Governor Perdue had only been in office a short time when she signed into law a giant package of tax increases to raise $1 billion a year. Middle-income earners were hit with a 2 percent surtax on their income taxes, while higher earners and corporations were hit with a 3 percent surtax. In addition, the state sales tax rate rose by one percentage point. These are supposed to be temporary tax increases, but temporary increases often become permanent. Perdue also broadened the sales tax base, increased the cigarette tax by $1 per pack, and hiked taxes on beer, wine, and liquor. Seemingly oblivious to the damage caused by these large hikes, Perdue has recently toured the state to tout her plan to create jobs by providing narrow tax “incentives.”
In fact, Governor Perdue only edged out a failing grade by one point.

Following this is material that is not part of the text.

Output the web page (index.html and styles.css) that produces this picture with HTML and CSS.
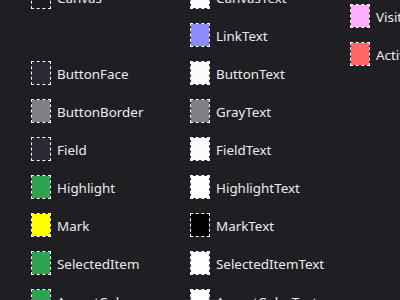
FILE: index.html
```html
<!DOCTYPE html>
<html>
<head>
<meta charset="utf-8">
<link rel="stylesheet" href="styles.css">
</head>
<body>
<div class="board">
  <div class="col">
    <div class="item"><span class="sw c-canvas"></span><span class="lbl">Canvas</span></div>
    <div class="item empty"></div>
    <div class="item"><span class="sw c-btnface"></span><span class="lbl">ButtonFace</span></div>
    <div class="item"><span class="sw c-gray"></span><span class="lbl">ButtonBorder</span></div>
    <div class="item"><span class="sw c-btnface"></span><span class="lbl">Field</span></div>
    <div class="item"><span class="sw c-green"></span><span class="lbl">Highlight</span></div>
    <div class="item"><span class="sw c-mark"></span><span class="lbl">Mark</span></div>
    <div class="item"><span class="sw c-green"></span><span class="lbl">SelectedItem</span></div>
    <div class="item"><span class="sw c-green"></span><span class="lbl">AccentColor</span></div>
  </div>
  <div class="col col2">
    <div class="item"><span class="sw c-white"></span><span class="lbl">CanvasText</span></div>
    <div class="item"><span class="sw c-link"></span><span class="lbl">LinkText</span></div>
    <div class="item"><span class="sw c-white"></span><span class="lbl">ButtonText</span></div>
    <div class="item"><span class="sw c-gray"></span><span class="lbl">GrayText</span></div>
    <div class="item"><span class="sw c-white"></span><span class="lbl">FieldText</span></div>
    <div class="item"><span class="sw c-pure"></span><span class="lbl">HighlightText</span></div>
    <div class="item"><span class="sw c-black"></span><span class="lbl">MarkText</span></div>
    <div class="item"><span class="sw c-pure"></span><span class="lbl">SelectedItemText</span></div>
    <div class="item"><span class="sw c-pure"></span><span class="lbl">AccentColorText</span></div>
  </div>
  <div class="col col3">
    <div class="item"><span class="sw c-visited"></span><span class="lbl">VisitedText</span></div>
    <div class="item"><span class="sw c-active"></span><span class="lbl">ActiveText</span></div>
  </div>
</div>
</body>
</html>
```
FILE: styles.css
```css
html, body {
  margin: 0;
  padding: 0;
  background: #1f1f23;
  overflow: hidden;
}
body {
  width: 400px;
  height: 300px;
  font-family: "Noto Sans", "Open Sans", sans-serif;
  font-size: 13.4px;
  color: #ebebef;
}
.board {
  display: flex;
  margin-top: -15px;
  padding-left: 31px;
}
.col {
  display: flex;
  flex-direction: column;
  gap: 14px;
  width: 159px;
  flex: none;
}
.col2 {
  width: 160px;
}
.col3 {
  padding-top: 19px;
}
.item {
  display: flex;
  align-items: center;
  gap: 6px;
  height: 24px;
  white-space: nowrap;
}
.lbl {
  padding-top: 2px;
}
.sw {
  box-sizing: border-box;
  width: 20px;
  height: 24px;
  border: 1px dashed #ffffff;
  background-clip: padding-box;
  flex: none;
}
.c-canvas { background-color: #1c1b22; }
.c-btnface { background-color: #2b2a33; }
.c-gray { background-color: #808085; }
.c-green { background-color: #2ea44f; }
.c-mark { background-color: #ffff00; }
.c-white { background-color: #fbfbfe; }
.c-pure { background-color: #ffffff; }
.c-black { background-color: #000000; }
.c-link { background-color: #8c8cff; }
.c-visited { background-color: #ffadff; }
.c-active { background-color: #ff6666; }
```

Reading through their general list of policies that hurt governors’ grades (as well as their states) on pages 6-7, one might think one was reading the Civitas Review blog. Not only has Perdue enacted tax hikes and thrown around incentives willy-nilly as her excerpt shows, but film credits have been an ongoing controversy as well, a category sadly rampant enough among other states to warrant its own bullet point in the report.
The governor’s race isn’t for a few more years, but we can make sure our legislators have fiscal principles this November. North Carolina can do better than D-rate politicians.